Nos contemporains qualifient la religion chrétienne de la plus anthropocentrique qui soit. Cette attitude légitimerait-elle un usage prédateur du vivant ? Des auteurs relatent la rupture ontologique présente dans ce rapport entre les hommes et les animaux jusqu’au Livre de la Sagesse cependant qui établit une hiérarchie du vivant et se développe autour de l’immortalité de l’âme exclusive de l’homme et absente de la vie animale.
Dans le Nouveau Testament, soulignent les commentaires, le narrateur ne tranche pas, s’agissant de Matthieu ou de Marc, et suggère que « l’évangélisation soit promise à toutes les créatures sans distinction ».
Une forme d’ambivalence de la part de Paul qui parle de la création « qui aspire à la révélation des fils de Dieu et toute la Création jusqu’à ce jour gémit en travail d’enfantement ». Mais pour l’auteur du Nouveau Testament, l’homme domine le reste de la création et de toutes les créatures évoquées de la Genèse du monde.
Les philosophies grecque et latine, adoptant ce principe de la priorité de l’homme appelé à dominer la Création, inspireront encore le philosophe Descartes pour qui l’animal machine
n’éprouve rien et ne peut faire l’objet d’une quelconque considération. Il est vrai que les pratiques de panthéisme des uns et de totémismes pour d’autres menacent l’intégrité de la foi chrétienne, chahutée par des croyances anciennes, récurrentes et toujours actives dans les esprits des populations.

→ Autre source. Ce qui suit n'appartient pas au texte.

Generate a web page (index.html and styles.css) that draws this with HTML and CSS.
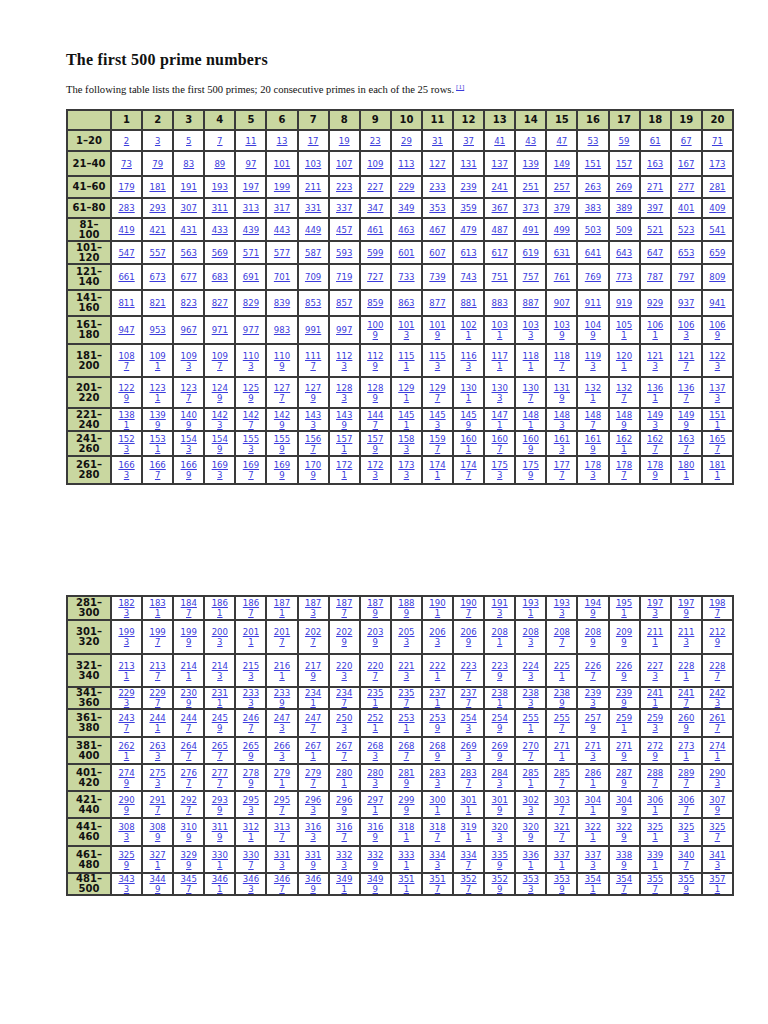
FILE: index.html
```html
<!DOCTYPE html>
<html lang="en">
<head>
<meta charset="utf-8">
<title>The first 500 prime numbers</title>
<link rel="stylesheet" href="styles.css">
</head>
<body>
<main class="page">
  <h1 class="title">The first 500 prime numbers</h1>
  <p class="intro">The following table lists the first 500 primes; 20 consecutive primes in each of the 25 rows.<sup class="ref"><a href="#note-1">[1]</a></sup></p>

  <table class="primes">
    <colgroup><col class="label-col"><col span="20"></colgroup>
    <thead>
      <tr class="r20">
        <th></th><th>1</th><th>2</th><th>3</th><th>4</th><th>5</th><th>6</th><th>7</th><th>8</th><th>9</th><th>10</th>
        <th>11</th><th>12</th><th>13</th><th>14</th><th>15</th><th>16</th><th>17</th><th>18</th><th>19</th><th>20</th>
      </tr>
    </thead>
    <tbody id="part-1"></tbody>
  </table>

  <table class="primes second">
    <colgroup><col class="label-col"><col span="20"></colgroup>
    <tbody id="part-2"></tbody>
  </table>
</main>
<script src="script.js"></script>
</body>
</html>
```

FILE: styles.css
```css
html, body {
  margin: 0;
  padding: 0;
  background: #ffffff;
}

.page {
  padding: 51px 0 40px 66px;
}

.title {
  margin: 0;
  font-family: "Liberation Serif", "Times New Roman", serif;
  font-weight: bold;
  font-size: 16px;
  line-height: 18px;
  letter-spacing: 0.2px;
  color: #111;
}

.intro {
  margin: 15px 0 0 0;
  font-family: "Liberation Serif", "Times New Roman", serif;
  font-size: 10.6px;
  line-height: 12px;
  color: #111;
}

.ref {
  font-size: 7px;
  line-height: 0;
  vertical-align: 4px;
  margin-left: 2px;
}

.ref a {
  color: #3c3cdc;
}

.primes {
  margin-top: 13px;
  width: 668px;
  table-layout: fixed;
  border-collapse: collapse;
  border: 2px solid #111;
  font-family: "DejaVu Sans Condensed", "DejaVu Sans", sans-serif;
}

.primes.second {
  margin-top: 110px;
}

.label-col {
  width: 44px;
}

.primes th,
.primes td {
  border: 2px solid #3a3a3a;
  padding: 0 5px;
  text-align: center;
  vertical-align: middle;
}

.primes th {
  background: #c9d7a0;
  font-family: "DejaVu Sans", sans-serif;
  font-weight: bold;
  font-size: 10px;
  line-height: 10px;
  color: #111;
  padding: 0 3px;
}

.primes td {
  font-size: 9.5px;
  line-height: 10px;
  word-break: break-all;
}

.primes td a {
  color: #3c3cdc;
  text-decoration: underline;
}

.r20 { height: 20px; }
.r21 { height: 21px; }
.r22 { height: 22px; }
.r23 { height: 23px; }
.r24 { height: 24px; }
.r25 { height: 25px; }
.r26 { height: 26px; }
.r27 { height: 27px; }
.r28 { height: 28px; }
.r31 { height: 31px; }
.r33 { height: 33px; }
.r34 { height: 34px; }
```

FILE: script.js
```js
(function () {
  var primes = [];
  for (var n = 2; primes.length < 500; n++) {
    var isPrime = true;
    for (var i = 0; i < primes.length && primes[i] * primes[i] <= n; i++) {
      if (n % primes[i] === 0) { isPrime = false; break; }
    }
    if (isPrime) primes.push(n);
  }

  var rowClasses = [
    "r21", "r25", "r22", "r20", "r23", "r23", "r26", "r26", "r28", "r33", "r31", "r23", "r25", "r28",
    "r24", "r34", "r33", "r21", "r28", "r27", "r27", "r27", "r28", "r27", "r22"
  ];

  var part1 = document.getElementById("part-1");
  var part2 = document.getElementById("part-2");

  for (var r = 0; r < 25; r++) {
    var tr = document.createElement("tr");
    tr.className = rowClasses[r];
    var th = document.createElement("th");
    th.textContent = (r * 20 + 1) + "\u2013" + (r * 20 + 20);
    tr.appendChild(th);
    for (var c = 0; c < 20; c++) {
      var td = document.createElement("td");
      var a = document.createElement("a");
      a.href = "#p" + primes[r * 20 + c];
      a.textContent = primes[r * 20 + c];
      td.appendChild(a);
      tr.appendChild(td);
    }
    (r < 14 ? part1 : part2).appendChild(tr);
  }
})();
```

Curieusement, François d’Assise fera exception dès le XIIIème siècle, à la différence de Thomas d’Aquin dont la doctrine domine dans l’église, ses enseignements et ses
interprétations en fonction de la hiérarchie des êtres, ceux qui sont imparfaits - les animaux -créés pour ceux qui sont parfaits – les humains -...
Mais les divergences viendront de la part des protestants en Angleterre comme les quakers, pour qui les animaux ont une âme immortelle et des facultés qui n’autorisent aucune violence à leur endroit.

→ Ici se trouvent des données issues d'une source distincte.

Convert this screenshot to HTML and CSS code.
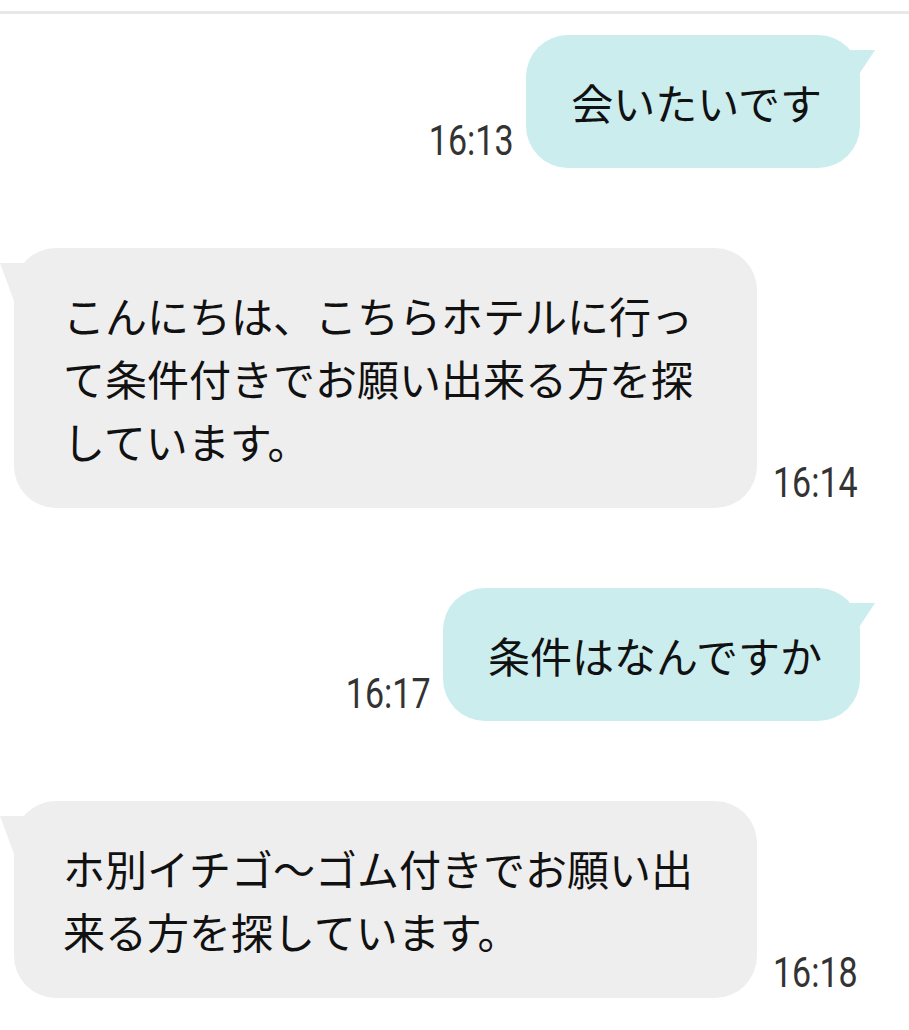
FILE: index.html
```html
<!DOCTYPE html>
<html lang="ja">
<head>
    <meta charset="UTF-8">
    <meta name="viewport" content="width=device-width, initial-scale=1.0">
    <title>トーク</title>
    <link rel="stylesheet" href="styles.css">
</head>
<body>
    <div class="topline"></div>

    <div class="chat">
        <div class="row sent">
            <span class="time">16:13</span>
            <div class="bubble">会いたいです</div>
        </div>

        <div class="row received">
            <div class="bubble">こんにちは、こちらホテルに行って条件付きでお願い出来る方を探しています。</div>
            <span class="time">16:14</span>
        </div>

        <div class="row sent">
            <span class="time">16:17</span>
            <div class="bubble">条件はなんですか</div>
        </div>

        <div class="row received">
            <div class="bubble">ホ別イチゴ〜ゴム付きでお願い出来る方を探しています。</div>
            <span class="time">16:18</span>
        </div>
    </div>
</body>
</html>
```

FILE: styles.css
```css
body {
    margin: 0;
    background-color: #ffffff;
    font-family: "Noto Sans CJK JP", sans-serif;
    color: #111;
}
.topline {
    height: 3px;
    margin-top: 11px;
    background-color: #e8e8e8;
}
.chat {
    display: flex;
    flex-direction: column;
    gap: 80px;
    padding-top: 21px;
}
.row {
    display: flex;
    align-items: flex-end;
}
.sent {
    justify-content: flex-end;
    padding-right: 49px;
}
.received {
    padding-left: 14px;
}
.bubble {
    position: relative;
    box-sizing: border-box;
    font-size: 42px;
    line-height: 63px;
    padding: 35px 38px 35px 45px;
    border-radius: 42px;
}
.sent .bubble {
    background-color: #cbedee;
}
.received .bubble {
    max-width: 743px;
    padding: 35px 50px 36px 49px;
    background-color: #eeeeee;
}
/* bubble tails */
.bubble::before {
    content: "";
    position: absolute;
    top: 15px;
    width: 40px;
    height: 38px;
}
.sent .bubble::before {
    right: -15px;
    background-color: #cbedee;
    clip-path: polygon(0 0, 100% 0, 15px 100%, 0 100%);
}
.received .bubble::before {
    left: -14px;
    background-color: #eeeeee;
    clip-path: polygon(0 0, 100% 0, 100% 100%, 14px 100%);
}
.time {
    display: inline-block;
    font-family: Roboto, "Liberation Sans", sans-serif;
    font-size: 42px;
    line-height: 1;
    color: #333;
    transform: scaleX(0.81);
}
.sent .time {
    margin-right: 13px;
    margin-bottom: 6px;
    transform-origin: right center;
}
.received .time {
    margin-left: 16px;
    margin-bottom: 4px;
    transform-origin: left center;
}
```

Oxford développera un centre d’éthique animale qui aura un impact considérable au fil du temps sur les églises chrétiennes, anglicane, protestante et catholique.
« Pour une écologie chrétienne » se fait jour bien avant les années 2000, lorsque pour la première fois, un pape catholique en la personne de François, adoptera cette préoccupation dans sa Lettre encyclique Laudato si. « Nous sommes appelés à reconnaître que les autres êtres vivants ont une valeur propre devant Dieu », dit-il, reconnaissant une théologie de l’animal qui n’existe pas encore, n’est pas commencée et sera la tâche des chrétiens du temps qui vient..
2 - Quand le bestiaire animal évangélisait les hommes au Moyen-Âge.
Dans des espaces proches de la nature, où les animaux partagent la vie commune des hommes jusqu’aux lieux de culte où ils déambulent librement, les histoires de saints font leur place aux animaux de compagnie habitués des hommes.
Saint Roch est sauvé par un animal qui lui apporte de la nourriture, et les animaux figurent dans les vitraux des églises cathédrales dans le bestiaire partagé des hommes et de leurs compagnons.
François d’Assise est familier de l’âne et du bœuf de la crèche les illustrations ne manquent pas qui le représentent dans un panthéon environnemental n’ayant rien à envier à tous ceux qui l’évoquent aujourd’hui.
L’animal accompagne son maître chez lui, à l’église, jusqu’à la sépulture. Il n’était donc pas interdit de lui laisser sa place pendant le temps du deuil qui prolongeait celui de l’au-revoir en ces cimetières où se rassemblaient les cortèges funèbres pour les mises en terre, les retrouvailles et les festivités mortuaires. Ils ont disparu du paysage contemporain. La pire des punitions imposées aux animaux étant « leur excommunication » de l’église, on châtiait donc ces animaux errants, néfastes et dangereux pour la sécurité des humains par des procès instruits par le juge, défendus par un avocat et faisant l’objet d’une procédure judiciaire.
Mais au terme de cet échange entre hommes et animaux, la vie éternelle n’étant pas promise au règne animal, le paradis dans ses illustrations d’époque relèvera des anges, des esprits et des êtres de lumière, faute de donner aux animaux familiers d’une vie, une place parmi d’autres créatures dans le monde invisible.
Que diront les générations prochaines de ces interprétations datées de la Genèse de la Création ? Il semble probable qu’elles infléchiront certaines postures et les rendront accordables avec le royaume des vivants où hommes et animaux cultivèrent un rapport salutaire pour leur propre bénéfice partagé.